- Your task -
Go through the records and show each line where the word "with" occurs.

- Information supplied -
----------------------------------------

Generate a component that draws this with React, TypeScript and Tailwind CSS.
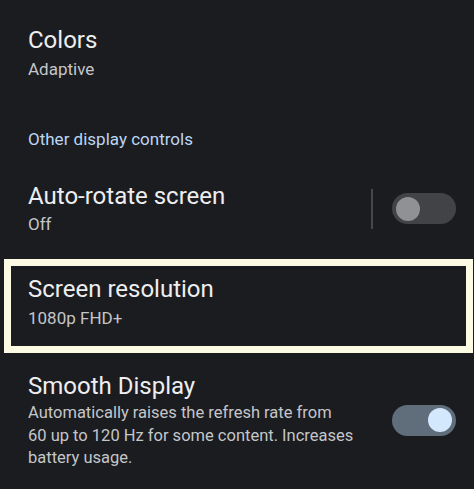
import React from "react";

const font = { fontFamily: "Roboto, 'Noto Sans', sans-serif" };

function Toggle({ on }: { on: boolean }) {
  return (
    <div
      className={`w-[64px] h-[31px] rounded-full flex items-center px-[4px] ${
        on ? "bg-[#5f6e7a] justify-end" : "bg-[#424346] justify-start"
      }`}
    >
      <div
        className={`w-[24px] h-[24px] rounded-full ${
          on ? "bg-[#d3e8fd]" : "bg-[#909194]"
        }`}
      />
    </div>
  );
}

export default function App() {
  return (
    <div
      className="w-[474px] h-[489px] bg-[#1b1c1f] overflow-hidden text-[#e3e3e6]"
      style={font}
    >
      <div className="px-[28px] pt-[25px]">
        <div className="text-[24px] leading-[30px] text-[#eeeef0]">Colors</div>
        <div className="text-[17px] leading-[24px] mt-[2px] text-[#c4c6ca]">Adaptive</div>
      </div>
      <div className="px-[28px] mt-[46px] text-[17px] leading-[24px] text-[#bcd6f4]">
        Other display controls
      </div>
      <div className="flex items-center pl-[28px] pr-[18px] mt-[30px]">
        <div className="flex-1">
          <div className="text-[24px] leading-[30px] text-[#eeeef0]">Auto-rotate screen</div>
          <div className="text-[17px] leading-[24px] mt-[1px] text-[#c4c6ca]">Off</div>
        </div>
        <div className="w-[2px] h-[40px] bg-[#46474a] mr-[19px]" />
        <Toggle on={false} />
      </div>
      <div className="ml-[4px] mr-[1px] mt-[23px] border-[7px] border-[#fdfbe4] h-[94px] px-[17px] pt-[8px]">
        <div className="text-[24px] leading-[30px] text-[#eeeef0]">Screen resolution</div>
        <div className="text-[17px] leading-[24px] mt-[2px] text-[#c4c6ca]">1080p FHD+</div>
      </div>
      <div className="flex items-center pl-[28px] pr-[18px] mt-[18px]">
        <div className="flex-1">
          <div className="text-[24px] leading-[30px] text-[#eeeef0]">Smooth Display</div>
          <div className="text-[16.5px] leading-[22.5px] mt-[1px] text-[#c4c6ca] whitespace-nowrap">
            Automatically raises the refresh rate from
            <br />
            60 up to 120 Hz for some content. Increases
            <br />
            battery usage.
          </div>
        </div>
        <div className="ml-[12px] shrink-0">
          <Toggle on={true} />
        </div>
      </div>
    </div>
  );
}
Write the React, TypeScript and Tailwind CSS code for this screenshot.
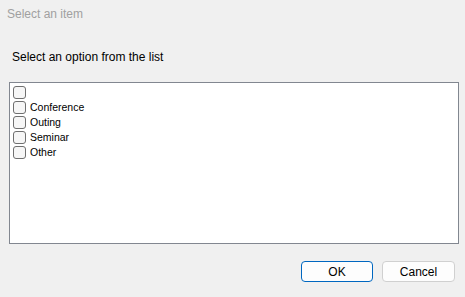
import { useState } from 'react'

const items = ['', 'Conference', 'Outing', 'Seminar', 'Other']

const App = () => {
  const [checked, setChecked] = useState<boolean[]>(items.map(() => false))

  const toggle = (i: number) =>
    setChecked((prev) => prev.map((v, j) => (j === i ? !v : v)))

  return (
    <div className="h-[297px] w-[465px] overflow-hidden bg-[#f0f0f0] font-['Liberation_Sans',sans-serif]">
      <div className="px-[7px] pt-[5px] text-[12px] leading-[18px] text-[#a0a0a0]">Select an item</div>
      <div className="mt-[26px] pl-[12px] text-[12px] leading-[16px] text-black">
        Select an option from the list
      </div>
      <div className="ml-[9px] mt-[17px] h-[162px] w-[450px] border border-[#828790] bg-white pl-[2px] pt-[2px]">
        {items.map((label, i) => (
          <div
            key={`item-${i}`}
            className="flex h-[15px] cursor-default items-center text-[10.5px] text-black"
            onClick={() => toggle(i)}
          >
            <div className="ml-[1px] grid h-[13px] w-[13px] place-items-center rounded-[3px] border border-[#6f6f6f] bg-[#f6f6f6]">
              {checked[i] && (
                <svg width="9" height="9" viewBox="0 0 9 9">
                  <path d="M1 4.5 L3.5 7 L8 1.5" fill="none" stroke="#000" strokeWidth="1.3" />
                </svg>
              )}
            </div>
            <span className="ml-[4px]">{label}</span>
          </div>
        ))}
      </div>
      <div className="mr-[10px] mt-[17px] flex justify-end gap-[9px] text-[12px] text-black">
        <button className="h-[21px] w-[72px] rounded-[4px] border border-[#0067c0] bg-[#fdfdfd] leading-none">
          OK
        </button>
        <button className="h-[21px] w-[73px] rounded-[4px] border border-[#d0d0d0] bg-[#fdfdfd] leading-none">
          Cancel
        </button>
      </div>
    </div>
  )
}

export default App
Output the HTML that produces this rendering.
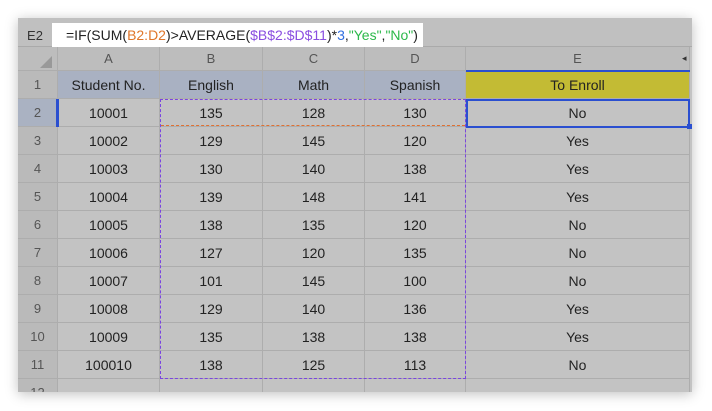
<!DOCTYPE html>
<html><head><style>
*{margin:0;padding:0;box-sizing:border-box}
body{width:712px;height:411px;background:#fff;font-family:"Liberation Sans",Arial,sans-serif;position:relative;overflow:hidden}
.panel{position:absolute;left:18px;top:18px;width:674px;height:374px;background:#c3c3c3;box-shadow:0 2px 12px rgba(0,0,0,.25);overflow:hidden}
.c{position:absolute;display:flex;align-items:center;justify-content:center;font-size:14px;color:#222;border-right:1px solid #adadad;border-bottom:1px solid #adadad}
.rh{color:#555;font-size:13px;background:#bababa}
.ch{color:#555;font-size:13px;background:#bdbdbd}
.fx{position:absolute;left:34px;top:5px;width:371px;height:24px;background:#fff;font-size:14px;display:flex;align-items:center;padding-left:14px;color:#222}
</style></head><body>
<div class="panel">
<div style="position:absolute;left:0;top:0;width:674px;height:29px;background:#c0c0c0;border-bottom:1px solid #aaa"></div>
<div style="position:absolute;left:0;top:5px;width:34px;height:24px;display:flex;align-items:center;justify-content:center;font-size:13px;color:#333">E2</div>
<div class="fx">=IF(SUM(<span style="color:#e0762a">B2:D2</span>)&gt;AVERAGE(<span style="color:#8a4ee0">$B$2:$D$11</span>)*<span style="color:#2f6fe0">3</span>,<span style="color:#2bb84a">"Yes"</span>,<span style="color:#2bb84a">"No"</span>)</div>
<div id="g"></div>
</div>
<script>
var g=document.getElementById('g'),h='';
var xs=[0,40,142,245,347,448,672];
var cols=['','A','B','C','D','E'];
var top0=29;
for(var i=0;i<6;i++){h+='<div class="c ch" style="left:'+xs[i]+'px;top:'+top0+'px;width:'+(xs[i+1]-xs[i])+'px;height:24px">'+cols[i]+'</div>';}
h+='<div style="position:absolute;left:22px;top:38px;width:0;height:0;border-left:12px solid transparent;border-bottom:12px solid #999"></div>';
var data=[['Student No.','English','Math','Spanish','To Enroll'],['10001','135','128','130','No'],['10002','129','145','120','Yes'],['10003','130','140','138','Yes'],['10004','139','148','141','Yes'],['10005','138','135','120','No'],['10006','127','120','135','No'],['10007','101','145','100','No'],['10008','129','140','136','Yes'],['10009','135','138','138','Yes'],['100010','138','125','113','No'],['','','','','']];
for(var r=0;r<12;r++){var y=53+r*28;
 var bg=r==1?'#aab2c2':'#bababa';
 h+='<div class="c rh" style="left:0;top:'+y+'px;width:40px;height:28px;background:'+bg+'">'+(r+1)+'</div>';
 for(var c=0;c<5;c++){var b='';if(r==0)b='background:'+(c==4?'#c3bb34':'#a9b1c2')+';';
  h+='<div class="c" style="left:'+xs[c+1]+'px;top:'+y+'px;width:'+(xs[c+2]-xs[c+1])+'px;height:28px;'+b+'">'+data[r][c]+'</div>';}
}
h+='<div style="position:absolute;left:38px;top:81px;width:3px;height:28px;background:#2a4fd0"></div>';
h+='<div style="position:absolute;left:448px;top:52px;width:224px;height:2px;background:#2a4fd0"></div>';
h+='<div style="position:absolute;left:448px;top:81px;width:224px;height:29px;border:2px solid #2a4fd0"></div>';
h+='<div style="position:absolute;left:669px;top:106px;width:5px;height:5px;background:#2a4fd0"></div>';
h+='<div style="position:absolute;left:142px;top:81px;width:306px;height:280px;border:1.5px dashed #7a45e0"></div>';
h+='<div style="position:absolute;left:143px;top:107px;width:304px;height:0;border-top:1.5px dashed #e07030"></div>';
h+='<div style="position:absolute;left:664px;top:35px;font-size:9px;color:#333">◂</div>';
g.innerHTML=h;
</script>
</body></html>
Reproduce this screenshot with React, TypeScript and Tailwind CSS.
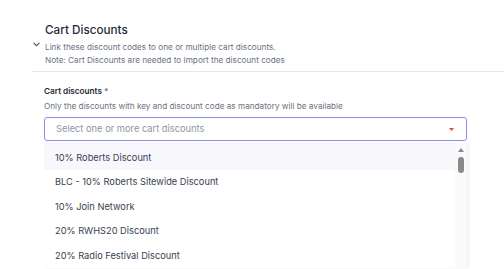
import React from 'react';

const items = [
  '10% Roberts Discount',
  'BLC - 10% Roberts Sitewide Discount',
  '10% Join Network',
  '20% RWHS20 Discount',
  '20% Radio Festival Discount',
];

function App() {
  return (
    <div className="h-[269px] overflow-hidden bg-white pl-[32px] pt-[22px]" style={{ fontFamily: 'Inter, "Noto Sans", sans-serif' }}>
      <div className="flex">
        <div className="w-[13px] pt-[20px]">
          <svg width="7" height="5" viewBox="0 0 7 5" className="ml-[1px]">
            <path d="M0.6 0.8 L3.5 3.7 L6.4 0.8" stroke="#4b5563" strokeWidth="1.1" fill="none" />
          </svg>
        </div>
        <div>
          <h2 className="text-[11.7px] font-medium leading-[16px] text-[#1f2937]">Cart Discounts</h2>
          <p className="mt-[3px] text-[8.2px] leading-[13px] text-[#6b7280]">
            Link these discount codes to one or multiple cart discounts.
            <br />
            Note: Cart Discounts are needed to Import the discount codes
          </p>
        </div>
      </div>
      <div className="mt-[4px] h-px bg-[#e5e7eb]" />
      <div className="ml-[12px] w-[423px] pt-[13px]">
        <div className="text-[8.2px] font-semibold leading-[12px] text-[#1f2937]">
          Cart discounts <span className="text-[#6b7280]">*</span>
        </div>
        <div className="mt-[3px] text-[8.2px] leading-[12px] text-[#6b7280]">
          Only the discounts with key and discount code as mandatory will be available
        </div>
        <div className="mt-[5px] flex h-[24px] items-center justify-between rounded-[3px] border border-[#8b8bf5] pl-[11px] pr-[12px]">
          <span className="text-[9.3px] text-[#9094a6]">Select one or more cart discounts</span>
          <svg width="5" height="3" viewBox="0 0 5 3">
            <path d="M0 0 H5 L2.5 3 Z" fill="#ef4444" />
          </svg>
        </div>
        <div className="mt-[2px] flex bg-white shadow-[2px_0_3px_rgba(0,0,0,0.06)]">
          <div className="flex-1">
            {items.map((it, i) => (
              <div
                key={it}
                className={`flex items-center pl-[11px] text-[9.25px] text-[#374151] ${i === 0 ? 'h-[27px] bg-[#f8f8fc] pt-[2px]' : 'h-[24.5px]'}`}
              >
                {it}
              </div>
            ))}
          </div>
          <div className="flex w-[12px] flex-col items-center bg-[#fafafa] pt-[5px]">
            <svg width="6" height="4" viewBox="0 0 6 4">
              <path d="M0 4 H6 L3 0 Z" fill="#8a8a8a" />
            </svg>
            <div className="mt-[5px] h-[16px] w-[6px] rounded-full bg-[#8a8a8a]" />
          </div>
        </div>
      </div>
    </div>
  );
}

export default App;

----------------------------------------

- Solution -
Generate a component that draws this with React, TypeScript and Tailwind CSS.
Reproduce this screenshot with React, TypeScript and Tailwind CSS.
          Only the discounts with key and discount code as mandatory will be available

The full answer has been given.